I agree and maybe some broken parts or missing bolts on the motor/transmission mounts is the problem. But one thing puzzles me which is the gas pedal “locking up”. Has Chrysler started selling cars that are totally “fly by wire”? I have trouble envisioning any sort of mechanical failure that would lock the steering wheel, brake, gas, and put the car in the wrong gear. Now, if there is a computer involved …


Think about what happens after an engine stalls. No power assist for the steering, no response from the gas pedal (naturally), brake booster ineffective after one hard brake application, car possibly rolling backwards.

To someone who is not knowledgeable about automotive terminology, and–especially–someone who cannot clearly communicate in English, all of these very normal things that take place after an engine stall might be interpreted and communicated differently than you and I would view them.

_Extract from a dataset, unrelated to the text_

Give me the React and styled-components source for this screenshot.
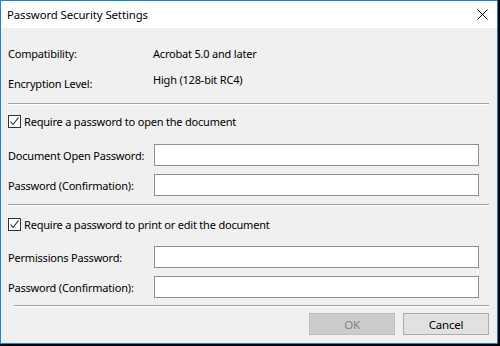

Yes, it is possible that there is something amiss such as broken mounts, but since broken mounts are not usually known for fixing themselves, I tend to think that “I turned the car off and turned it back on and the car was fine at this point” really means something along the lines of “I restarted my stalled engine, and everything worked properly”–and this would certainly help to support a theory of engine stall rather than broken mounts.

If the OP can get someone with good English skills to post the problem again, then I will give it another go, but at this point, I interpret this as a case of a stalled engine and the obvious power problems that would take place as a result of that stall. Of course, a brand new car should not stall, just as it should not have broken motor mounts, or transmission mounts, or any other broken parts, but until we get a clear indication of what really happened, this is all just speculation on all of our parts.

Hey, I don’t see where you guys get the idea that the OP does not communicate in the English language well. He might not spell too well, example (cticked and break).
Also I can’t see how a broken mount would cause the problems he mentioned, except maybe showing one gear and being in another.